## Begin Data in this exercise

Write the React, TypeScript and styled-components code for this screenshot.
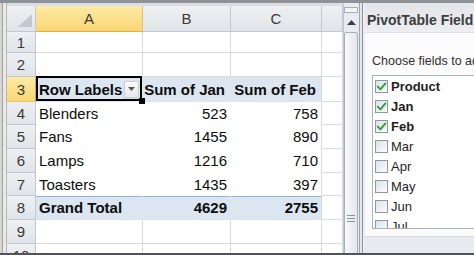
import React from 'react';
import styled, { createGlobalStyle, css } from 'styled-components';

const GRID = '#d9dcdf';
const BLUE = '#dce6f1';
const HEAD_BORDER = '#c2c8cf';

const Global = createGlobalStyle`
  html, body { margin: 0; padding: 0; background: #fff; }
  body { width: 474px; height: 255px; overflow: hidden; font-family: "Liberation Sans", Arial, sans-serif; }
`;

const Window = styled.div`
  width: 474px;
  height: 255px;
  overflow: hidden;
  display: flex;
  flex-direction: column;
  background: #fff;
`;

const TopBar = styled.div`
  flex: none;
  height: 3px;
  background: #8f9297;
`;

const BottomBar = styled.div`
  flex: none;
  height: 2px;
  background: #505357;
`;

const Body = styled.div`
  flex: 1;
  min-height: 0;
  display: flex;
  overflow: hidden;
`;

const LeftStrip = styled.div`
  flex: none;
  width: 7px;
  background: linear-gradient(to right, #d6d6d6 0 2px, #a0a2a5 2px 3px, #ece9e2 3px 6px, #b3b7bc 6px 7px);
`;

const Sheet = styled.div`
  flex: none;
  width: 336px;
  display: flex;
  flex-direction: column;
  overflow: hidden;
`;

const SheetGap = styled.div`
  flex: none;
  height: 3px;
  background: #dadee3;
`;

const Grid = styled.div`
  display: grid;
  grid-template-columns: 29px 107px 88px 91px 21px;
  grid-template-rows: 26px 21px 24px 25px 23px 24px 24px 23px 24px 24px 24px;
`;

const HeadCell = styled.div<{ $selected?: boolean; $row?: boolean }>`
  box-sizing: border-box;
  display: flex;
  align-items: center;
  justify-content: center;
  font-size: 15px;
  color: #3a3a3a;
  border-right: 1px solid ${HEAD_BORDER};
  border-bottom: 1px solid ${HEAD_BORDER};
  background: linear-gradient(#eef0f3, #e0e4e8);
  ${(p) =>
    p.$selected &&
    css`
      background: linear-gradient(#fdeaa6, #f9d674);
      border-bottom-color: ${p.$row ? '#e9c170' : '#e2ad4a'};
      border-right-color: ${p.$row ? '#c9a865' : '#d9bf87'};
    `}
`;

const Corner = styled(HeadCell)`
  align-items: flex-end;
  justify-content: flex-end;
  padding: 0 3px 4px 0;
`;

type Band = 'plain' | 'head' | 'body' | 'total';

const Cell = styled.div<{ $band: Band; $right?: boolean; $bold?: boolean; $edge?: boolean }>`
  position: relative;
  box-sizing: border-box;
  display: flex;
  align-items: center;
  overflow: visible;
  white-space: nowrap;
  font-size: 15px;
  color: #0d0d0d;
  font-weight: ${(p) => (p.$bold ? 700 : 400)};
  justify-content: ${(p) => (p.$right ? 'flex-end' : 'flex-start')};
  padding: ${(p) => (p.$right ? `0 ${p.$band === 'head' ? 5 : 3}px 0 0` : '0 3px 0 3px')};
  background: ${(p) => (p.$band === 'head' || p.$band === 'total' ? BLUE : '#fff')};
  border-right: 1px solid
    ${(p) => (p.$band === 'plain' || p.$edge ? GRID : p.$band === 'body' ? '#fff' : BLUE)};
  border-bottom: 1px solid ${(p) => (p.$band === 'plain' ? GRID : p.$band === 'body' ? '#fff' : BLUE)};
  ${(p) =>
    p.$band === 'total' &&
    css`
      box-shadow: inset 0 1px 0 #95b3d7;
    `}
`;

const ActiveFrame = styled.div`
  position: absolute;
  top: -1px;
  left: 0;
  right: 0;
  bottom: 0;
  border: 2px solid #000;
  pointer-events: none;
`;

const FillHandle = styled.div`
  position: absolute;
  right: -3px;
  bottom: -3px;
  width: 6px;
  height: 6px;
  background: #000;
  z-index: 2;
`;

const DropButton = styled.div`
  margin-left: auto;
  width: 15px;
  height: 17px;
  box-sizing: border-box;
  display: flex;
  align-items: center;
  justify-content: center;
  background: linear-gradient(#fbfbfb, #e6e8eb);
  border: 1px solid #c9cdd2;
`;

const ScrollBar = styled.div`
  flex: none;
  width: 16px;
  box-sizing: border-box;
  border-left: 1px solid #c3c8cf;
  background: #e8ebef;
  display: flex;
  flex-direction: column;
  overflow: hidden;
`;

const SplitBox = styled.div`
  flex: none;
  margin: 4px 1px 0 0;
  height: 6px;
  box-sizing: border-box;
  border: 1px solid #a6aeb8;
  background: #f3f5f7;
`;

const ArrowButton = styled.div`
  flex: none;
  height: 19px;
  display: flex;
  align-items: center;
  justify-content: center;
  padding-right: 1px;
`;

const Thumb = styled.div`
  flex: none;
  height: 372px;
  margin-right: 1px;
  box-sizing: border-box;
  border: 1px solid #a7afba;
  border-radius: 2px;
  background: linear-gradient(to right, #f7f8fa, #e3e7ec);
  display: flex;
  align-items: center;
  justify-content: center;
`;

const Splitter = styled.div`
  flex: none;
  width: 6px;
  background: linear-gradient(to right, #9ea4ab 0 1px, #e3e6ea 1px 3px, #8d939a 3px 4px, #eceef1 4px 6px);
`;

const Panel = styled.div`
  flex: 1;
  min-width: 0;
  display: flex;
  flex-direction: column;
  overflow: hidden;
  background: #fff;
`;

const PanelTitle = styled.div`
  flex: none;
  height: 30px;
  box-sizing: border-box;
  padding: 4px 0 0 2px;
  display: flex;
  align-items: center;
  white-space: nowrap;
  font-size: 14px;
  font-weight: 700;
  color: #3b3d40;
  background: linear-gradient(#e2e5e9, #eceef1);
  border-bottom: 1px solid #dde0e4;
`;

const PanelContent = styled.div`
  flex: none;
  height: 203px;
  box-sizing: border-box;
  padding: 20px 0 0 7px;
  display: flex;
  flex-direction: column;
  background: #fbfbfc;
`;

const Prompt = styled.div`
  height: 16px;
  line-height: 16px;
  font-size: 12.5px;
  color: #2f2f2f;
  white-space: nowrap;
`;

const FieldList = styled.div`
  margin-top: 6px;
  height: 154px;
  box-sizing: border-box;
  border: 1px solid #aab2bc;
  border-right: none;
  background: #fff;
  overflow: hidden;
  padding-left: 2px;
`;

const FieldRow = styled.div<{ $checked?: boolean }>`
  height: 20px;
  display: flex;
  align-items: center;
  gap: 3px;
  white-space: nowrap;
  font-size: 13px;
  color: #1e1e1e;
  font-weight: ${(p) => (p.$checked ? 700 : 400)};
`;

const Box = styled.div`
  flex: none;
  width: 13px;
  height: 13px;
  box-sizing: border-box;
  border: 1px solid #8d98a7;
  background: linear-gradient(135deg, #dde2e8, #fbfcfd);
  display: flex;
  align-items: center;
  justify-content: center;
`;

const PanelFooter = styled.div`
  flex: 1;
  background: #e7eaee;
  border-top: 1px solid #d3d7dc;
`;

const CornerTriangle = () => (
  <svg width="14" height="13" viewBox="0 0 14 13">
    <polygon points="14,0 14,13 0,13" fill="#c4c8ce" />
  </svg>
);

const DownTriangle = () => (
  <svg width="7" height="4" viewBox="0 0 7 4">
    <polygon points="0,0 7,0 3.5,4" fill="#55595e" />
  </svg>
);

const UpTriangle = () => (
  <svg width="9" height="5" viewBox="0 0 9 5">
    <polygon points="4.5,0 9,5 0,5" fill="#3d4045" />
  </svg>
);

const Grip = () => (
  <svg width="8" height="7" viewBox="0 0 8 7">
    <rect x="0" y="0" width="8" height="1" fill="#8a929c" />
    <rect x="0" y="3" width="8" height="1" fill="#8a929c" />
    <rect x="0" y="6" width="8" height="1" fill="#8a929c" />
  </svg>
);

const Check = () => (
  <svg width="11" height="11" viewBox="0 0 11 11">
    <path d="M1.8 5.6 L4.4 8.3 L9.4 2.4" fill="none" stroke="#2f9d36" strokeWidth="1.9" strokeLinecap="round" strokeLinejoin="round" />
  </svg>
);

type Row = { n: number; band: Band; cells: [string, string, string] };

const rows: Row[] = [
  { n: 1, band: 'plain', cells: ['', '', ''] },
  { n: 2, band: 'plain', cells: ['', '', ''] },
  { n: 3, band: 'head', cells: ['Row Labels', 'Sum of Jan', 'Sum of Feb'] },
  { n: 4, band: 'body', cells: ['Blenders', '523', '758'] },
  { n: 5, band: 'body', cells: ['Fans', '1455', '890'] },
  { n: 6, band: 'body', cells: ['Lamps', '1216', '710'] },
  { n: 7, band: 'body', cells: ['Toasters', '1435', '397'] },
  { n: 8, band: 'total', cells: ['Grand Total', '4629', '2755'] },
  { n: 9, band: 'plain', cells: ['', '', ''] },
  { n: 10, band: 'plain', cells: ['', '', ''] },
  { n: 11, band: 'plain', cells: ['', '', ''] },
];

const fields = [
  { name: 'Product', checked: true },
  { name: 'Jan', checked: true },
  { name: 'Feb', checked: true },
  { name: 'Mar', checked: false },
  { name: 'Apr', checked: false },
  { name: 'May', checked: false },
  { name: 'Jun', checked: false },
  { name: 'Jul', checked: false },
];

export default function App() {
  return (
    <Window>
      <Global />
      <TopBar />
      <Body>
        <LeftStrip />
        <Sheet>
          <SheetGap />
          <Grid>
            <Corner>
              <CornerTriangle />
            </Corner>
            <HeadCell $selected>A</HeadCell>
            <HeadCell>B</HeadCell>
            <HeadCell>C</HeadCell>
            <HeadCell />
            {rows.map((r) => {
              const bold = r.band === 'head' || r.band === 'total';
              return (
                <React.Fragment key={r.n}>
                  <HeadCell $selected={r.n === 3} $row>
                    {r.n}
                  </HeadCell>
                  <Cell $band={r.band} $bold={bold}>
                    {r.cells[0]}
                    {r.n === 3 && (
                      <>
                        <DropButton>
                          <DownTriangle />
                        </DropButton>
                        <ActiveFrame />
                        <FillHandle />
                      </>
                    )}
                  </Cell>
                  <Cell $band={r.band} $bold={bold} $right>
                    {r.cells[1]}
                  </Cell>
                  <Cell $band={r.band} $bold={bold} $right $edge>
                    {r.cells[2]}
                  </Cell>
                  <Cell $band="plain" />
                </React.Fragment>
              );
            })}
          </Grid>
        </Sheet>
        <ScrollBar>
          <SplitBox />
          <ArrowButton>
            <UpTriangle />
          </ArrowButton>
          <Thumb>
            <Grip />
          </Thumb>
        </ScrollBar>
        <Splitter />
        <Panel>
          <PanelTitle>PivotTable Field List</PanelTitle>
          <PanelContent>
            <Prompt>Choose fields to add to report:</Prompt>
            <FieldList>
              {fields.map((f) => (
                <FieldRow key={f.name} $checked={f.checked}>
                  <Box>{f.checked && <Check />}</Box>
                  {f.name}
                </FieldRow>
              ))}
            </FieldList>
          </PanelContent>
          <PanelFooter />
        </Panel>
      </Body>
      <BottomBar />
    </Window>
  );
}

## End Data in this exercise
## Begin Data in this exercise

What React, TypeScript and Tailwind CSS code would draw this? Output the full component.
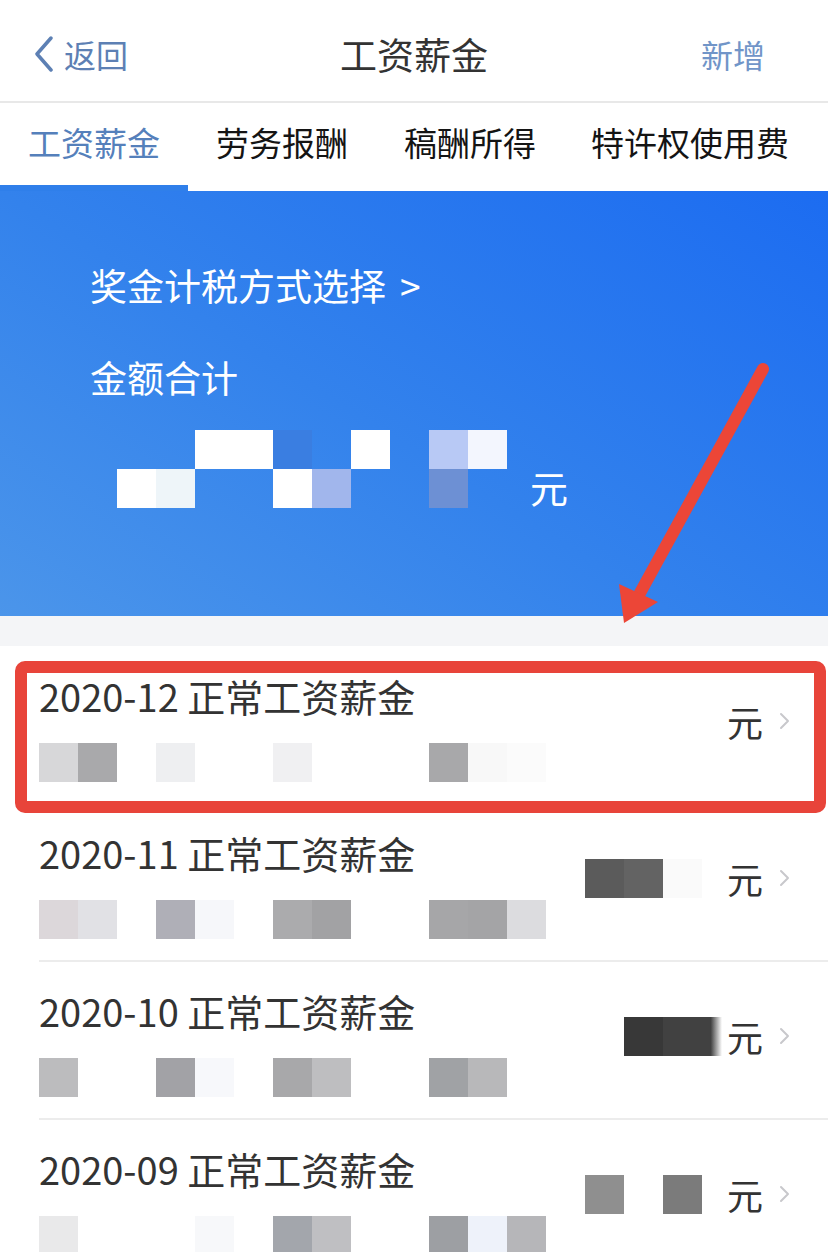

## End Data in this exercise

From the entries above, extract each line containing "components".

[Solution]
Write the React, TypeScript and styled-components code for this screenshot.
import styled, { createGlobalStyle, css } from 'styled-components';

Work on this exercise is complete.